SUPPLIED ENTRIES:
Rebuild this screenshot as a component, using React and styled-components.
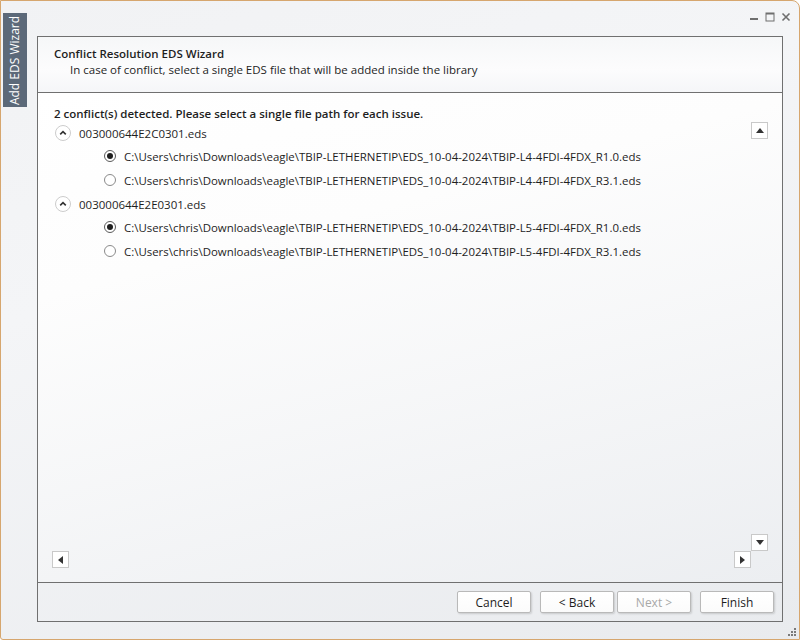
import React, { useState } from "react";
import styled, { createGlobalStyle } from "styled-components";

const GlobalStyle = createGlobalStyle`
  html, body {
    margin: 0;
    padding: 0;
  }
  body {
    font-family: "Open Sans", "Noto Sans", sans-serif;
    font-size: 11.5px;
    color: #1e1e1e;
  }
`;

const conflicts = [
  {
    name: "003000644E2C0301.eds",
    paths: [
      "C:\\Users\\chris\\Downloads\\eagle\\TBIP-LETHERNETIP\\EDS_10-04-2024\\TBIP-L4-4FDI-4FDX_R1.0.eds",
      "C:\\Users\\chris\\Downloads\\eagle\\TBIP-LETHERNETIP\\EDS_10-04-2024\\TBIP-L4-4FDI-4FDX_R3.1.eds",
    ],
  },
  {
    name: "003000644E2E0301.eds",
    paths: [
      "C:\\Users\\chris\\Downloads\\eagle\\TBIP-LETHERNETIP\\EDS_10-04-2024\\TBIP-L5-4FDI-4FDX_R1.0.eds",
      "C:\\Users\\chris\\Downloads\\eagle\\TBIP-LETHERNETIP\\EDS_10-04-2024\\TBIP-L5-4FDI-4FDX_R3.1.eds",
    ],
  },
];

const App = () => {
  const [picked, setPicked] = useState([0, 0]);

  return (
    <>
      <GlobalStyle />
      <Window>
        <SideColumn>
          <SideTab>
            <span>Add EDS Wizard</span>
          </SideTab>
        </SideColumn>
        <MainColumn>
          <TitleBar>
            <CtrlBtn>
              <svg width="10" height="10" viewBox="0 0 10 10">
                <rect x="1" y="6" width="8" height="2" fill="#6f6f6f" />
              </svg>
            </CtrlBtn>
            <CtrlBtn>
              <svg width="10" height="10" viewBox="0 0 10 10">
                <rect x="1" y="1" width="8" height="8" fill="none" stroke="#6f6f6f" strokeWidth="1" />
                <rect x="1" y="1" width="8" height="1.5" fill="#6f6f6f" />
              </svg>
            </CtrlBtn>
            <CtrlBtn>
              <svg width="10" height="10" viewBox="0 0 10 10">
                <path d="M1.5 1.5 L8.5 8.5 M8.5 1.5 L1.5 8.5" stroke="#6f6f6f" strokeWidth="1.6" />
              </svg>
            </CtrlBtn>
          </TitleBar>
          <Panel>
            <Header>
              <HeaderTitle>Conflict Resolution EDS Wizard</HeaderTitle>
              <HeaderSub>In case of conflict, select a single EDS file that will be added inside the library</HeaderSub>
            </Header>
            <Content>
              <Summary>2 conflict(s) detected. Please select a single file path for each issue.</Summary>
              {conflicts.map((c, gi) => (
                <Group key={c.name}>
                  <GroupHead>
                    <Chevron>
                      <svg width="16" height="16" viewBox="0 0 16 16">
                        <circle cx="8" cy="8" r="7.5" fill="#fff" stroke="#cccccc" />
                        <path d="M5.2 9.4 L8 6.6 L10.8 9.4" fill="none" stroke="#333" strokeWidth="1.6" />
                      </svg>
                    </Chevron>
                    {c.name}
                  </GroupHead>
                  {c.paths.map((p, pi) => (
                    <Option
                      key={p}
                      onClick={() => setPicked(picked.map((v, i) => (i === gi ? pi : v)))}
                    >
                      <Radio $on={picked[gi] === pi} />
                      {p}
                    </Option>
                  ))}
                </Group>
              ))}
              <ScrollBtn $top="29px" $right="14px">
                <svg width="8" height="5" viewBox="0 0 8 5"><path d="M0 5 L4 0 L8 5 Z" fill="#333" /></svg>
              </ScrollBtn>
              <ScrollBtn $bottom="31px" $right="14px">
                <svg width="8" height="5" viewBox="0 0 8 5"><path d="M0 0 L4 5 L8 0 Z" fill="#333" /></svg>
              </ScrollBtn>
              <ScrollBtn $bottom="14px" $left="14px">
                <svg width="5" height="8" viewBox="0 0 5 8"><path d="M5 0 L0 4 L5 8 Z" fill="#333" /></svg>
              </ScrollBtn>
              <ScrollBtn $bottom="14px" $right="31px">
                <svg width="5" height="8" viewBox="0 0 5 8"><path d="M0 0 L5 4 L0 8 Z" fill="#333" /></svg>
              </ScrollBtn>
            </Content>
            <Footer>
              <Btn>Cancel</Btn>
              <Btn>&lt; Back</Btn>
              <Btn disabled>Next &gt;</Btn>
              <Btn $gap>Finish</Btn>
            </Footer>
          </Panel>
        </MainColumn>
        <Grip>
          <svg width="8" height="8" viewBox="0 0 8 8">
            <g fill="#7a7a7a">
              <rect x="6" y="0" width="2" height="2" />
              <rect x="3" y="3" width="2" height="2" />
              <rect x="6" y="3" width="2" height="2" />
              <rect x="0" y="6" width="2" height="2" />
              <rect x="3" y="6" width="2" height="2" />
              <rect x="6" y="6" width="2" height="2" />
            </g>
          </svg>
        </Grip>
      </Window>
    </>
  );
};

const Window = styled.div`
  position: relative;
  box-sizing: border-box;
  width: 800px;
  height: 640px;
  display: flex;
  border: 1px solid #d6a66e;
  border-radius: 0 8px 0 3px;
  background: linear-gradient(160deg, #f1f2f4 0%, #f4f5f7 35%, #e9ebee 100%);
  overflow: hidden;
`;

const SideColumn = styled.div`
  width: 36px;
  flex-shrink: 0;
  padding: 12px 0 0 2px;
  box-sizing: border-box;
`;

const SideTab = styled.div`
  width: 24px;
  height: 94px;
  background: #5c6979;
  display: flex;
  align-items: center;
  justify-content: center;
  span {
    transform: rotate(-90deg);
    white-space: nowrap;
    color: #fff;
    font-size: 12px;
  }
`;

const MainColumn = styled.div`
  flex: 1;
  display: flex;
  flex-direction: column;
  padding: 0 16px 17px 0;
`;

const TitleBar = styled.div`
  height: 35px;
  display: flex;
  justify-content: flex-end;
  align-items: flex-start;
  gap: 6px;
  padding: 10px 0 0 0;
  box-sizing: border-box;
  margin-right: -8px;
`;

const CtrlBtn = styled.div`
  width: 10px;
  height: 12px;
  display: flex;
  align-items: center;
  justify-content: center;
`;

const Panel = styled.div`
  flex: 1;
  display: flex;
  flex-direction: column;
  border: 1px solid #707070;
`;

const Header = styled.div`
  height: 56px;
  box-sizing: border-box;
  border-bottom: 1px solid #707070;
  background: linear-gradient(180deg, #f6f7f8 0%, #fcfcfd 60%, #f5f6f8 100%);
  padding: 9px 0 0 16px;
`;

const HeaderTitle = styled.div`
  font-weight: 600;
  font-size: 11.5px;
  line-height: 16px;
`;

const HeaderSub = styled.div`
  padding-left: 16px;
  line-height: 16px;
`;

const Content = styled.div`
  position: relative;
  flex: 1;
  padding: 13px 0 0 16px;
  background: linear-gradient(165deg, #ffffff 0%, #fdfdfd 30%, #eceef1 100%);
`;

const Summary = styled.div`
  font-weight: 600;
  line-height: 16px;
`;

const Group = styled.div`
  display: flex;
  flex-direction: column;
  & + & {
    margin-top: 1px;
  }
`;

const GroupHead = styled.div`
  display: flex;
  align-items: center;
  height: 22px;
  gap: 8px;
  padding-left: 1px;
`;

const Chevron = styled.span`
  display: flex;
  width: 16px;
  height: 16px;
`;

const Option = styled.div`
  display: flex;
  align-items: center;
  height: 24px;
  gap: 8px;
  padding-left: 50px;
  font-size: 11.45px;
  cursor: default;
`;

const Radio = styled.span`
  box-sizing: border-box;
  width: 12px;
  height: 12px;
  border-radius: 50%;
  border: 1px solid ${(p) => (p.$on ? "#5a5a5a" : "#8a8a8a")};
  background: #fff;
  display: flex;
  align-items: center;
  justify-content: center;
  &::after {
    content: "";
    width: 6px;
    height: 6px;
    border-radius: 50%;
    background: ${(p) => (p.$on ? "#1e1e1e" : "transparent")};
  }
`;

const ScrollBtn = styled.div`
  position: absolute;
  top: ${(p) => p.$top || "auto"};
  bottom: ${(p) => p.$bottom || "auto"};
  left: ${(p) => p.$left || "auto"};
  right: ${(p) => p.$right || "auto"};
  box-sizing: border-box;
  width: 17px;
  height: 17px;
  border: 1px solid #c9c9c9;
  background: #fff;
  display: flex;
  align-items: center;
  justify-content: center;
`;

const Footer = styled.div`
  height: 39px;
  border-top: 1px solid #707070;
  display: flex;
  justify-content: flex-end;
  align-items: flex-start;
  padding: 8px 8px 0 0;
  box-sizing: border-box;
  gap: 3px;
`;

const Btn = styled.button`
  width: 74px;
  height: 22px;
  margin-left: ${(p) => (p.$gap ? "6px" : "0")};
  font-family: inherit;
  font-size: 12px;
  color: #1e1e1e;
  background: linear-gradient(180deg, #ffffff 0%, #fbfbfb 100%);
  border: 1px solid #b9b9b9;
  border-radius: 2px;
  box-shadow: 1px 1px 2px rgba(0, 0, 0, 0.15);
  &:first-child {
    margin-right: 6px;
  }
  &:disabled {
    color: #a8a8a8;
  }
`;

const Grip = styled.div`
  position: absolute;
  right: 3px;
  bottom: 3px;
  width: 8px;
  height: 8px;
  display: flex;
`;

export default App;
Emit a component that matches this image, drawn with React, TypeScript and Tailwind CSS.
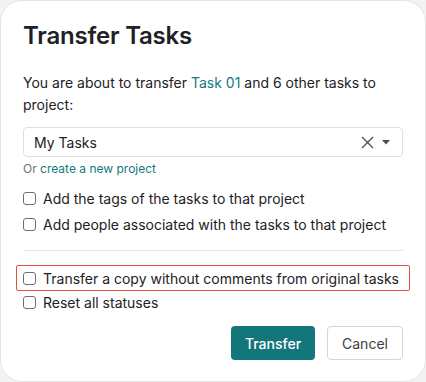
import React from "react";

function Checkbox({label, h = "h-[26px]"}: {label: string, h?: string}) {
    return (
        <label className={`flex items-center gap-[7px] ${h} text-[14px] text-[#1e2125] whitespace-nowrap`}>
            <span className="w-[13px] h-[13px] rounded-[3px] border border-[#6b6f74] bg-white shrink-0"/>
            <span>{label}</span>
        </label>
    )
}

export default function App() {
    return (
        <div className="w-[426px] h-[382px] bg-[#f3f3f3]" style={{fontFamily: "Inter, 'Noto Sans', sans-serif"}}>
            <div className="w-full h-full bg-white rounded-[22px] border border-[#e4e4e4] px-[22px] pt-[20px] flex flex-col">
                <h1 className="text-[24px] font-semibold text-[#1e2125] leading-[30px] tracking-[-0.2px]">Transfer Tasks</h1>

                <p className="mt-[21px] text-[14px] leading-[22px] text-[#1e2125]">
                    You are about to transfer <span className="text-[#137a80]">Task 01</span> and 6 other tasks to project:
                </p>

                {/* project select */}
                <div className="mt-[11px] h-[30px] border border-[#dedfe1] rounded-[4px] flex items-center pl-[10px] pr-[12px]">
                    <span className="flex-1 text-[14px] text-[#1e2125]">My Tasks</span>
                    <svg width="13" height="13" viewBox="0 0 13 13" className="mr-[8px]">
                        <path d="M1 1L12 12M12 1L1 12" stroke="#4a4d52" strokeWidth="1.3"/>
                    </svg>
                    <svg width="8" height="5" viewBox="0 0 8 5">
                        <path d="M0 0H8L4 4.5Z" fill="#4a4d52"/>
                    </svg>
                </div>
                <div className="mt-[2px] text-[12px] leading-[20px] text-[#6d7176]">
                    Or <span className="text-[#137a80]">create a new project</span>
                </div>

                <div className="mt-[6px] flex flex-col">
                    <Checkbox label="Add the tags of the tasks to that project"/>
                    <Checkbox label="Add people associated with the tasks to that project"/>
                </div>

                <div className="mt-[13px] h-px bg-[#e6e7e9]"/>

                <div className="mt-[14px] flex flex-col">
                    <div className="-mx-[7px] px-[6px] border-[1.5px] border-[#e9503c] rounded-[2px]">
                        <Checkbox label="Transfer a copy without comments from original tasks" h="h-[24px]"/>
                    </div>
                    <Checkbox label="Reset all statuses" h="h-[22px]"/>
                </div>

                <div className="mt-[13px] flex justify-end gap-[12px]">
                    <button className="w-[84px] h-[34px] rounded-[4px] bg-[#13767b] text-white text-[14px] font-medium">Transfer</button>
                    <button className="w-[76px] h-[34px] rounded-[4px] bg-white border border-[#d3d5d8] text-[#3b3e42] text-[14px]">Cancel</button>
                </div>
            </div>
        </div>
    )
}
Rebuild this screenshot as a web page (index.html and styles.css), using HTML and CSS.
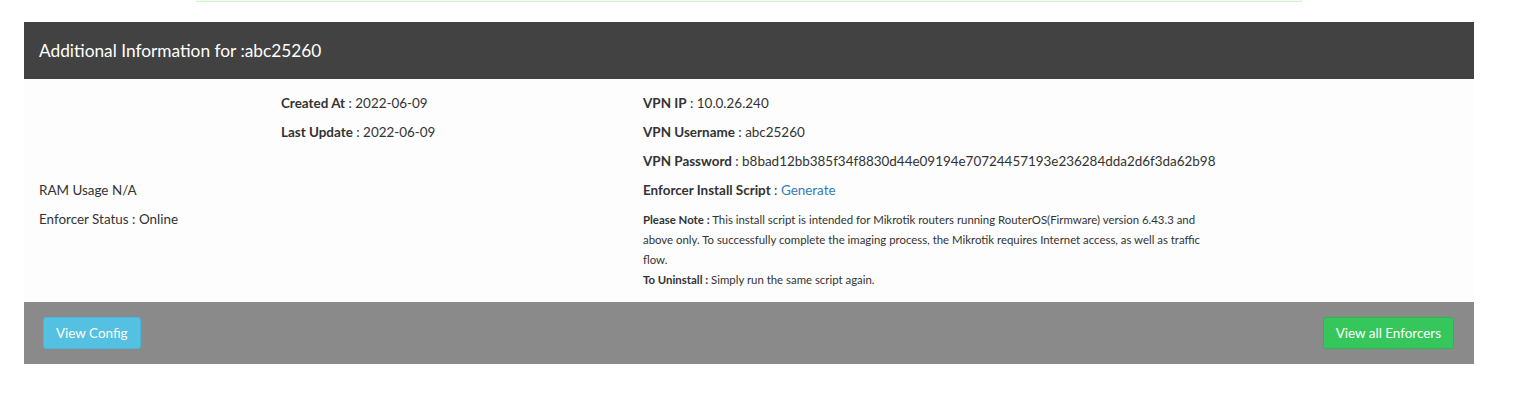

PROBLEM STATEMENT: In the listing above, find the line containing "Emit a component" and the line containing "font-semibold text-[#1e2125] leading-[30px]". Print those two lines and every line between them exactly, with no pictures.

SOLUTION TO THIS PROBLEM:
Emit a component that matches this image, drawn with React, TypeScript and Tailwind CSS.
import React from "react";

function Checkbox({label, h = "h-[26px]"}: {label: string, h?: string}) {
    return (
        <label className={`flex items-center gap-[7px] ${h} text-[14px] text-[#1e2125] whitespace-nowrap`}>
            <span className="w-[13px] h-[13px] rounded-[3px] border border-[#6b6f74] bg-white shrink-0"/>
            <span>{label}</span>
        </label>
    )
}

export default function App() {
    return (
        <div className="w-[426px] h-[382px] bg-[#f3f3f3]" style={{fontFamily: "Inter, 'Noto Sans', sans-serif"}}>
            <div className="w-full h-full bg-white rounded-[22px] border border-[#e4e4e4] px-[22px] pt-[20px] flex flex-col">
                <h1 className="text-[24px] font-semibold text-[#1e2125] leading-[30px] tracking-[-0.2px]">Transfer Tasks</h1>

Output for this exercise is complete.